Every bill creates winners and losers. Here's who stands to gain and who bears the cost.

Who Benefits

  • Homeowners and occupants: The preservation of the Section 198.5 presumption gives strong legal cover to individuals who use deadly force against intruders inside a residence, reducing immediate evidentiary burdens in those cases.
  • People defending against violent, felonious entries: The defense of habitation language explicitly covers violent, surprise, or riotous entries with felonious intent, supplying a clear statutory basis for use of force in those scenarios.
  • Prosecutors and public safety officials: The duty to retreat outside the home and the proportionality clause narrow viable self‑defense claims in public, making it easier for prosecutors to bring charges when safe retreat or excess force can be argued.

Who Bears the Cost

  • Individuals who use deadly force in public spaces: People who kill an attacker outside their residence now face prosecution risk if prosecutors can show safe retreat was possible or that the force used exceeded what was reasonable.
  • Defense attorneys and defendants: The bill shifts many cases onto factual disputes about 'complete safety,' knowledge, and withdrawal—issues that generate litigation, require investigative resources, and complicate pretrial motions.
  • Courts and law enforcement agencies: Judges must develop new jury instructions and case law to interpret terms like 'complete safety' and 'reasonable ground,' while police departments will need to revise training and use‑of‑force policies to reflect the statutory changes.
  • Initial aggressors who try to withdraw: The statutory exceptions demand clear proof of withdrawal or exhausted alternatives; clients who attempted to stop but failed to communicate effectively may still be prosecuted.

Key Issues

The Core Tension

The bill balances two legitimate but conflicting aims: protecting individuals' right to defend themselves—especially in their homes—while reducing deadly confrontations in public by imposing an outdoor duty to retreat and tightening aggressor rules. Strengthening one (home defense) while tightening the other (outdoor self‑defense) forces courts and fact‑finders to make fine‑grained, often messy judgments about perception, opportunity to withdraw, and proportionality in split‑second encounters.

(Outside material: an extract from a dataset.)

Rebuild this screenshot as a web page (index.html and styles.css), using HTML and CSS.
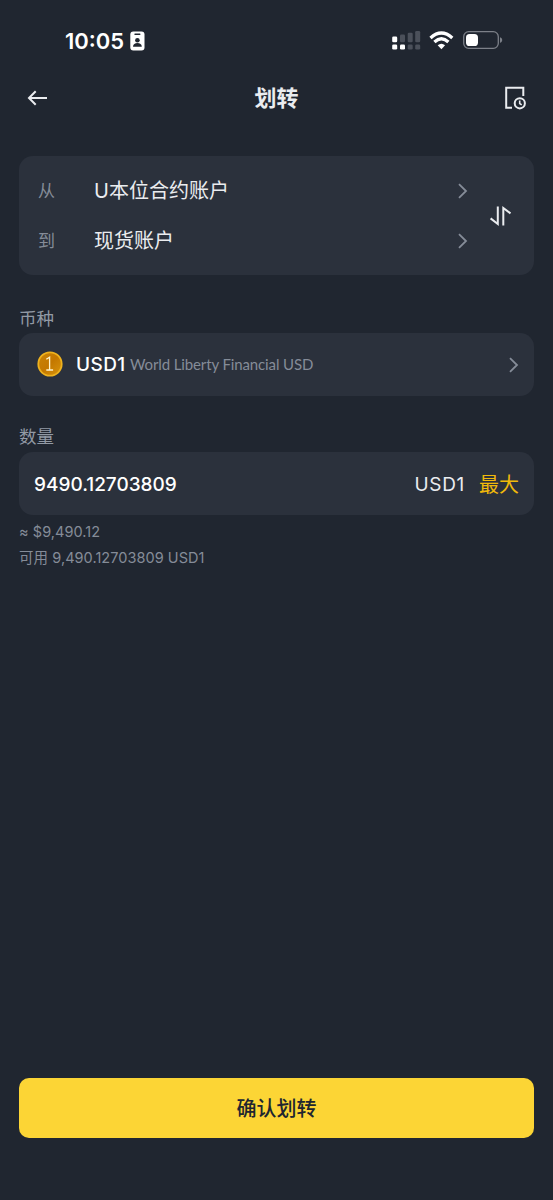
FILE: index.html
```html
<!DOCTYPE html>
<html lang="zh-CN">
<head>
<meta charset="utf-8">
<meta name="viewport" content="width=device-width">
<title>划转</title>
<link rel="stylesheet" href="styles.css">
</head>
<body>
<div class="screen">
  <div class="status">
    <div class="status-left">
      <span class="time">10:05</span>
      <svg class="badge" width="15" height="20" viewBox="0 0 15 20"><rect x="0.3" y="0.5" width="14.2" height="19" rx="3" fill="#fff"/><rect x="4.3" y="2.4" width="6.2" height="1.5" rx=".7" fill="#202630"/><circle cx="7.4" cy="9.3" r="2.3" fill="#202630"/><path d="M3 15.8c0-2.6 2-3.8 4.4-3.8s4.4 1.2 4.4 3.8z" fill="#202630"/></svg>
    </div>
    <svg class="signals" width="112" height="22" viewBox="0 0 112 22">
      <g fill="#fff"><rect x="1.2" y="6.4" width="5" height="5.8" rx="1.3"/><rect x="1.2" y="14.4" width="5" height="5.2" rx="1.3"/><rect x="9" y="14.4" width="5" height="5.2" rx="1.3"/></g>
      <g fill="#4b505a"><rect x="9" y="4.6" width="5" height="7.6" rx="1.3"/><rect x="16.7" y="2.8" width="5" height="9.4" rx="1.3"/><rect x="24.2" y="1" width="5" height="11.2" rx="1.3"/><rect x="16.7" y="14.4" width="5" height="5.2" rx="1.3"/><rect x="24.2" y="14.4" width="5" height="5.2" rx="1.3"/></g>
      <g fill="none" stroke="#fff" stroke-width="3.3"><path d="M39.5 7.9Q50.4-1.9 61.3 7.9"/><path d="M43.4 12Q50.4 5.6 57.4 12"/></g>
      <path d="M46.7 15.3Q50.4 12.1 54.1 15.3L50.4 19.2z" fill="#fff"/>
      <rect x="72.7" y="1.7" width="34.6" height="16.6" rx="5" fill="none" stroke="#7c8088" stroke-width="1.3"/>
      <rect x="75" y="4" width="12" height="12" rx="3.6" fill="#fff"/>
      <path d="M109 7.2c2.9.6 2.9 5 0 5.6z" fill="#7c8088"/>
    </svg>
  </div>
  <header class="nav">
    <svg width="22" height="18" viewBox="0 0 22 18"><path d="M20 9H2M8.7 2.3L2 9l6.7 6.7" class="line white"/></svg>
    <h1>划转</h1>
    <svg width="24" height="26" viewBox="0 0 24 26"><path d="M19.3 11V2.8H2.2v20H8" class="line white"/><circle cx="15.8" cy="18.3" r="5.1" class="line white"/><path d="M15.7 15.5v3l2 1.3" class="line white hand"/></svg>
  </header>
  <main>
    <section class="card accounts">
      <div class="rows">
        <div class="row"><span class="key">从</span><span class="value">U本位合约账户</span><svg class="chev" width="12" height="18" viewBox="0 0 12 18"><path d="M2 2.2L9 9l-7 6.8" class="line"/></svg></div>
        <div class="row"><span class="key">到</span><span class="value">现货账户</span><svg class="chev" width="12" height="18" viewBox="0 0 12 18"><path d="M2 2.2L9 9l-7 6.8" class="line"/></svg></div>
      </div>
      <svg class="swap" width="24" height="24" viewBox="0 0 24 24"><path d="M8.8 2.4V20L1.6 14.4M14.3 21.6V4l7.2 5.4" class="line white"/></svg>
    </section>
    <h2 class="label coin-label">币种</h2>
    <section class="card coin">
      <svg class="token" width="26" height="26" viewBox="0 0 26 26"><defs><linearGradient id="gold" x1="0" y1="0" x2="1" y2="1"><stop offset="0" stop-color="#c98408"/><stop offset=".5" stop-color="#c47800"/><stop offset="1" stop-color="#d8950d"/></linearGradient></defs><circle cx="13" cy="13" r="11.7" fill="url(#gold)" stroke="#eeb21e" stroke-width="1.8"/><path d="M9.3 8.3l3.3-2.2v12.7M9.3 19h6.8" fill="none" stroke="#fff2ca" stroke-width="1.3"/></svg>
      <span class="symbol">USD1</span><span class="full">World Liberty Financial USD</span>
      <svg class="chev" width="12" height="18" viewBox="0 0 12 18"><path d="M2 2.2L9 9l-7 6.8" class="line"/></svg>
    </section>
    <h2 class="label amount-label">数量</h2>
    <section class="card amount">
      <span class="number">9490.12703809</span><span class="unit">USD1</span><span class="max">最大</span>
    </section>
    <p class="note approx">≈ <span>$9,490.12</span></p>
    <p class="note available">可用 <span>9,490.12703809 USD1</span></p>
  </main>
  <button class="confirm">确认划转</button>
</div>
</body>
</html>
```

FILE: styles.css
```css
* { box-sizing: border-box; margin: 0; }
body { background: #202630; color: #eaecef; font-family: Inter, "Noto Sans CJK SC", sans-serif; }
.screen { display: flex; flex-direction: column; width: 553px; height: 1200px; padding: 0 19px 62px; }
.status { display: flex; justify-content: space-between; align-items: center; height: 62px; padding: 20px 31px 0 46px; }
.status-left { display: flex; align-items: center; gap: 5px; }
.time { width: 60px; color: #fff; font: 600 22px/26px Inter, sans-serif; white-space: nowrap; }
.nav { display: flex; justify-content: space-between; align-items: center; height: 72px; padding: 0 6px 0 8px; }
h1 { font-size: 22px; line-height: 30px; font-weight: 700; }
.line { fill: none; stroke: #858c98; stroke-width: 1.8; }
.white { stroke: #eaecef; stroke-width: 2; }
.hand { stroke-width: 1.6; }
.card { display: flex; align-items: center; background: #2b313c; border-radius: 14px; }
.accounts { height: 119px; margin-top: 22px; padding: 0 21px 0 19px; }
.rows { flex: 1; }
.row { display: flex; align-items: center; height: 50px; }
.key { width: 56px; padding-bottom: 2px; color: #858c98; font-size: 17px; }
.value { flex: 1; padding-bottom: 2px; font-size: 20px; font-weight: 400; }
.chev { margin-right: 1px; }
.swap { margin-left: 19px; }
.label { color: #929aa5; font-size: 17.5px; line-height: 24px; font-weight: 400; }
.coin-label { margin-top: 32px; }
.coin { height: 63px; margin-top: 2px; padding: 0 13px 0 18px; }
.token { margin-top: -1px; }
.symbol { width: 54px; margin-left: 13px; color: #fff; font-size: 19px; font-weight: 500; letter-spacing: .4px; }
.full { flex: 1; padding-bottom: 1px; color: #858c98; font-family: Lato, sans-serif; font-size: 15px; letter-spacing: -.12px; }
.amount-label { margin-top: 29px; }
.amount { height: 63px; margin-top: 3px; padding: 0 15px; font-size: 19px; }
.number { flex: 1; padding-top: 2px; color: #fff; font-weight: 500; letter-spacing: 0; }
.unit { padding-top: 1px; letter-spacing: .7px; }
.max { margin-left: 14px; color: #f0b90b; font-size: 20px; font-weight: 400; }
.note { color: #858c98; font-size: 14.5px; line-height: 20px; white-space: nowrap; letter-spacing: .05px; }
.approx { margin-top: 7px; }
.available { margin-top: 6px; }
.confirm { height: 60px; margin-top: auto; border: 0; border-radius: 10px; background: #fcd535; color: #202630; font: 500 20px/28px "Noto Sans CJK SC", sans-serif; }
```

The bill's practical effect hinges on how courts interpret contested phrases that it does not define. 'Complete safety' and the defendant's knowledge that retreat was possible combine a subjective mental‑state element with an objective safety standard; that pairing creates hard evidentiary questions about what the defendant actually perceived and what a safe retreat looked like in the moment. The statute is silent on which party bears the burden to prove retreat was impossible or that the defendant lacked knowledge, leaving room for pretrial fighting over burdens and for appellate courts to supply answers.

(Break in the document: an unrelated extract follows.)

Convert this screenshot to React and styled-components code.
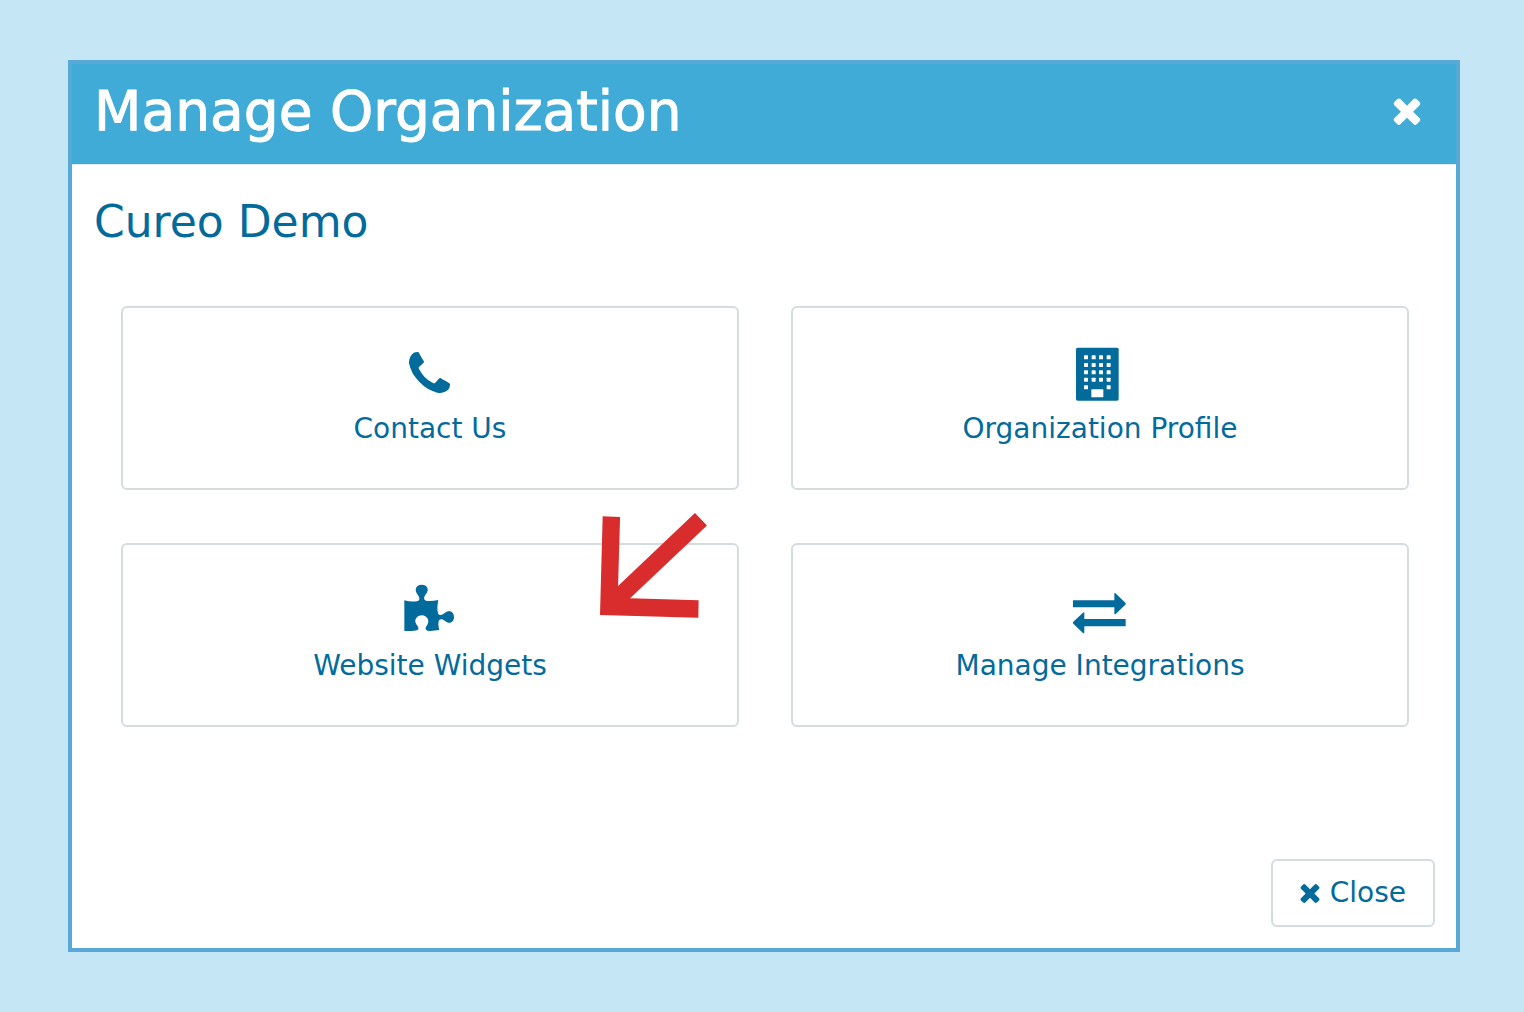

The initial‑aggressor exceptions demand tangible proof that a person in fact stopped fighting or exhausted reasonable escape options. In practice, proving a good‑faith withdrawal or that all other means were exhausted will depend on witnesses, contemporaneous statements, and forensic timelines—evidence that often is thin or contested after violent encounters.

Meanwhile, retaining the Section 198.5 presumption for the home but imposing a duty to retreat outdoors may produce doctrinal fractures about what counts as a 'residence' or 'habitation' and whether spatial disputes result in different legal outcomes for otherwise similar conduct. Those fractures could drive litigation and produce uneven results across cases and jurisdictions.